-- Data for the task --
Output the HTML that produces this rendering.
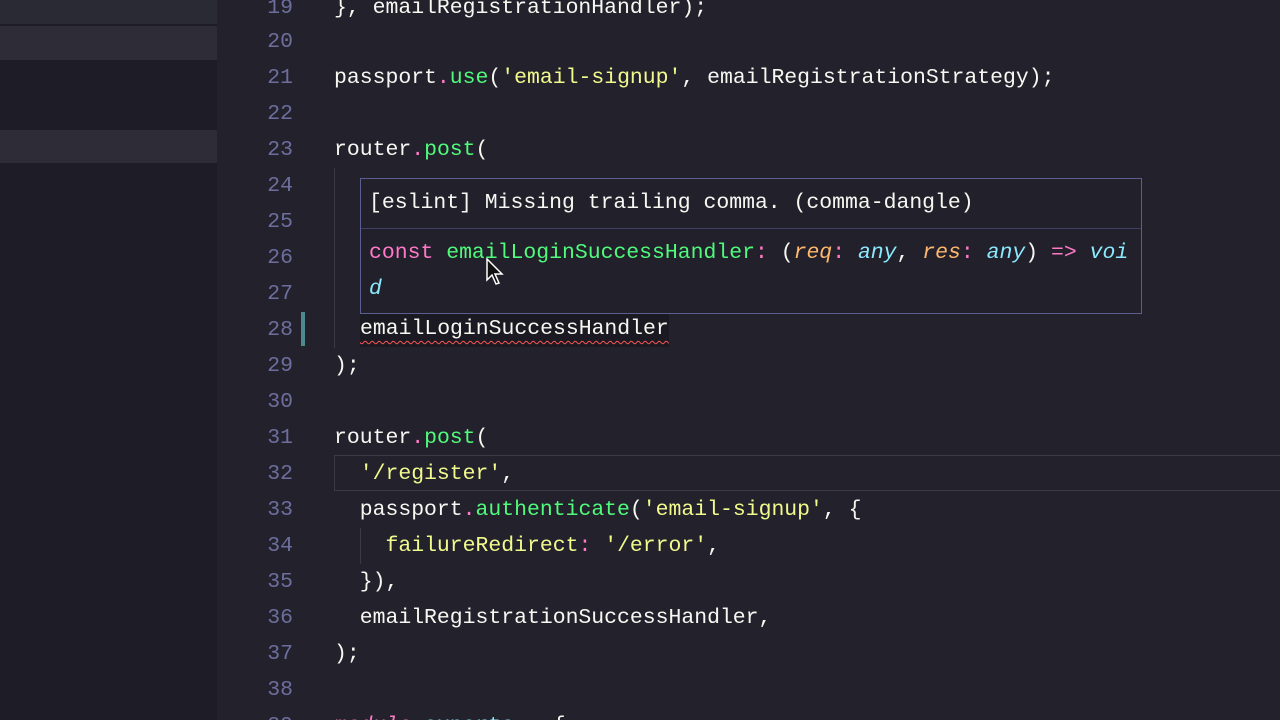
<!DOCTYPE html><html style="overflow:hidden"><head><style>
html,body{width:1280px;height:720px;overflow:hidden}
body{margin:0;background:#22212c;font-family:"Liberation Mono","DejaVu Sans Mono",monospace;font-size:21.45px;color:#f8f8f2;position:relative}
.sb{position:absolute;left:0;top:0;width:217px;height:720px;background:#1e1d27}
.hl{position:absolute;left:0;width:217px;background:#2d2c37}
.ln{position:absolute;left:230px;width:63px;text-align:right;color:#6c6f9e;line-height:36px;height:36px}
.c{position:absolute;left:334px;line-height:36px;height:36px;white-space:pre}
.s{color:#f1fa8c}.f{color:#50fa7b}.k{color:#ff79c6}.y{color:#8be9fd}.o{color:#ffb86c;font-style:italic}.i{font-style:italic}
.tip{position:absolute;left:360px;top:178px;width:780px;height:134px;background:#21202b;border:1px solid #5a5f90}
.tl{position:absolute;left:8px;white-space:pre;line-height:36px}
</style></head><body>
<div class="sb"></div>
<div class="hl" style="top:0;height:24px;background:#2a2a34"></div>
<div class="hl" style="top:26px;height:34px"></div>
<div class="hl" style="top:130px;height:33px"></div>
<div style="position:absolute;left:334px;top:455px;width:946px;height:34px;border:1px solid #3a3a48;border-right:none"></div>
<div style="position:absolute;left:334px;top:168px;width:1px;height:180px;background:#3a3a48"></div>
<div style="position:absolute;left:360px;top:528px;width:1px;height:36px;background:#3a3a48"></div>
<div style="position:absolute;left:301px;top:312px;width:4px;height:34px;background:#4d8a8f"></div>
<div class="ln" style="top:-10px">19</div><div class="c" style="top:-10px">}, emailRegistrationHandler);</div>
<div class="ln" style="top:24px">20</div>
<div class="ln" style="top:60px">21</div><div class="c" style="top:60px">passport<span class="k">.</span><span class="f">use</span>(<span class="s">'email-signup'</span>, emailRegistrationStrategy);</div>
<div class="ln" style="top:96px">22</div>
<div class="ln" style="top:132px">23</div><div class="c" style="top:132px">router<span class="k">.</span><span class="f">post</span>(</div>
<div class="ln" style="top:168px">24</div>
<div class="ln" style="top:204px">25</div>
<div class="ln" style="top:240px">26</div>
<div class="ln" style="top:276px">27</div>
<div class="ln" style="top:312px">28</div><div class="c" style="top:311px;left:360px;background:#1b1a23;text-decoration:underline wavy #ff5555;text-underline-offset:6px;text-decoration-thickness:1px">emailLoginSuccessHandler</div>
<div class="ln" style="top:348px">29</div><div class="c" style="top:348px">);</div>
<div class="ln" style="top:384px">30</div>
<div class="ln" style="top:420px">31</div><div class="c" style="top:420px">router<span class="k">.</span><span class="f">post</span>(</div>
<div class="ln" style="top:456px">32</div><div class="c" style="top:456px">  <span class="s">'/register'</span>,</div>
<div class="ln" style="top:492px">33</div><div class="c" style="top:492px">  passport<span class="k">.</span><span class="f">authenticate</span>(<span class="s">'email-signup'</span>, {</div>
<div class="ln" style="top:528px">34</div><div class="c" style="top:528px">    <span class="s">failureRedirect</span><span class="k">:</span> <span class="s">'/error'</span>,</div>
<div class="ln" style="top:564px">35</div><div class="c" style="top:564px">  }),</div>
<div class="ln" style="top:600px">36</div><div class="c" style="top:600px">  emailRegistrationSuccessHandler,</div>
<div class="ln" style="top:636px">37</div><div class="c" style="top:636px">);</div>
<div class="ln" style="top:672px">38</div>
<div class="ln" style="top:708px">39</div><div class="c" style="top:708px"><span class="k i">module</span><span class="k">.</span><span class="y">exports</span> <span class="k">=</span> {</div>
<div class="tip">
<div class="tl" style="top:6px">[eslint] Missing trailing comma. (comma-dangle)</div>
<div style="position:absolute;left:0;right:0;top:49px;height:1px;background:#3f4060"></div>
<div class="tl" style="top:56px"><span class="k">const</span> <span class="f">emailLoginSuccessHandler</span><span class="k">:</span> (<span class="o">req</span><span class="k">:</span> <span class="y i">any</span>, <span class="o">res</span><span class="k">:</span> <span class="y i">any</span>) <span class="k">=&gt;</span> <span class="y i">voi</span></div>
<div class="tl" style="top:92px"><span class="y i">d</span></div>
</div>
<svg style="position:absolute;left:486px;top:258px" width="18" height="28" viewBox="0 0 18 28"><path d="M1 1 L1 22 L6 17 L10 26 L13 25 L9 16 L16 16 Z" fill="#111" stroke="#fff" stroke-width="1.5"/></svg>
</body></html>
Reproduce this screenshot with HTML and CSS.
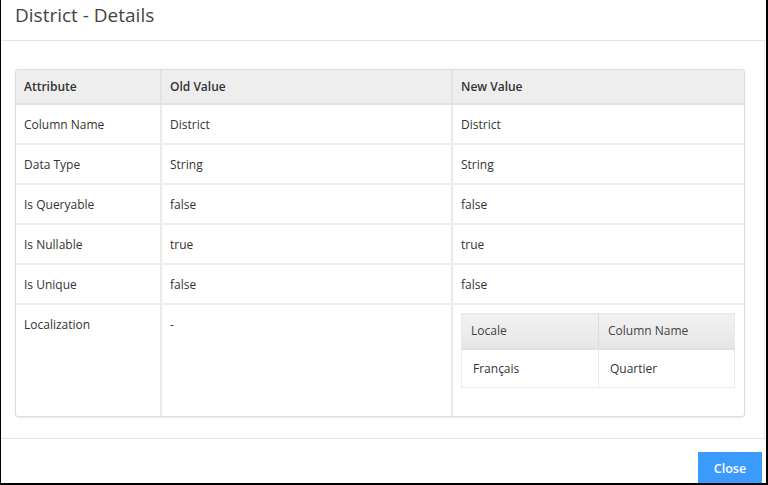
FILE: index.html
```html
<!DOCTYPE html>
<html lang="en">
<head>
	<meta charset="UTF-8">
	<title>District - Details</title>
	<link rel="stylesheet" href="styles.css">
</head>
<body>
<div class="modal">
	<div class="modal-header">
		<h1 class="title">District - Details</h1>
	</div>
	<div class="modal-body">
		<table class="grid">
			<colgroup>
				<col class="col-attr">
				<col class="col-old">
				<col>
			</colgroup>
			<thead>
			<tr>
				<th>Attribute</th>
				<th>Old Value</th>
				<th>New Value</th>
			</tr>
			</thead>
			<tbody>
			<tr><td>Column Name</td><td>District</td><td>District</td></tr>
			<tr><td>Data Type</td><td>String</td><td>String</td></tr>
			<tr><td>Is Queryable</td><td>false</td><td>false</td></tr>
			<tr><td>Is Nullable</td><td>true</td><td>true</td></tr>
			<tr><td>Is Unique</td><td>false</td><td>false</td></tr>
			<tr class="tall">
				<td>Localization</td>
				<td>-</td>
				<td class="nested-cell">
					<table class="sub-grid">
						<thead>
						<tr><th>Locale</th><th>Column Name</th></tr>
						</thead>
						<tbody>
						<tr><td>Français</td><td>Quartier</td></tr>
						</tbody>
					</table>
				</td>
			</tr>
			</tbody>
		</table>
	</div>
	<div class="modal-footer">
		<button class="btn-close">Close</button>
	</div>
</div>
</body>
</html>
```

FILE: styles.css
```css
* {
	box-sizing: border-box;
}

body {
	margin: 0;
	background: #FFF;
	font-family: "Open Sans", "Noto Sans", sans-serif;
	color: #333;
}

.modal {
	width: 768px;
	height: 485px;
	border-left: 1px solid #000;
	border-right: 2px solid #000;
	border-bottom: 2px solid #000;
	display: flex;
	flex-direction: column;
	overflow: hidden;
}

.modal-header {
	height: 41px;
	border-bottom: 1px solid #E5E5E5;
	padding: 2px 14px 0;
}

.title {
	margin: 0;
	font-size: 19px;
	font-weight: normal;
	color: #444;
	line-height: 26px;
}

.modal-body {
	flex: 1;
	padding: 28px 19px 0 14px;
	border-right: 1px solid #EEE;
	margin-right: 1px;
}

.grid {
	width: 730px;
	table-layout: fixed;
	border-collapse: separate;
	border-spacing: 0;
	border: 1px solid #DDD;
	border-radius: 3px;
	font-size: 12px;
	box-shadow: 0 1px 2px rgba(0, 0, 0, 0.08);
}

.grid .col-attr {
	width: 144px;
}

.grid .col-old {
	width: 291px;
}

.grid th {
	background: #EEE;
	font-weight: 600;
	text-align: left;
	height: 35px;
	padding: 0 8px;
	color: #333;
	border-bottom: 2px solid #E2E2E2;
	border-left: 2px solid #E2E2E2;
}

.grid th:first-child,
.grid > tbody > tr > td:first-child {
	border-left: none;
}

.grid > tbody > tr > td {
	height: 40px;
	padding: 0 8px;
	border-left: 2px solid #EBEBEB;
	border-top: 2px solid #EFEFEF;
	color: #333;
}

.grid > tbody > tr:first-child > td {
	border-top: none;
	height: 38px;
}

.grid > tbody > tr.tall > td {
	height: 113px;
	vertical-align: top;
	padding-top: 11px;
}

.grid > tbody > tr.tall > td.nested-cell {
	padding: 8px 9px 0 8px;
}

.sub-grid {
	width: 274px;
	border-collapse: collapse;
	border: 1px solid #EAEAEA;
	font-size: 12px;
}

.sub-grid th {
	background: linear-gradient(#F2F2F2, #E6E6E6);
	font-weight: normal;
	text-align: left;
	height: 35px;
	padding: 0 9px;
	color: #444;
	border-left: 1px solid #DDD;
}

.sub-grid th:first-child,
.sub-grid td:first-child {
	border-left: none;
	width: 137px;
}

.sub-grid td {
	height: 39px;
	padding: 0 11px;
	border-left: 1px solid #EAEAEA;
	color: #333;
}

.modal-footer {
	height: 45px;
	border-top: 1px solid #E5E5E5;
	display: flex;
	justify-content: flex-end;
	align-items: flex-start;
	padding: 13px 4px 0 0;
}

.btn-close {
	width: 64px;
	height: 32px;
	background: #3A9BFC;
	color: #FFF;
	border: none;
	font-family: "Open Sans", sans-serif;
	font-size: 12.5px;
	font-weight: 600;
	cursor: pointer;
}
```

-- What the task requires --
Look above for every line with the word "this" and copy it.

-- Problem solution --
Output the HTML that produces this rendering.
Reproduce this screenshot with HTML and CSS.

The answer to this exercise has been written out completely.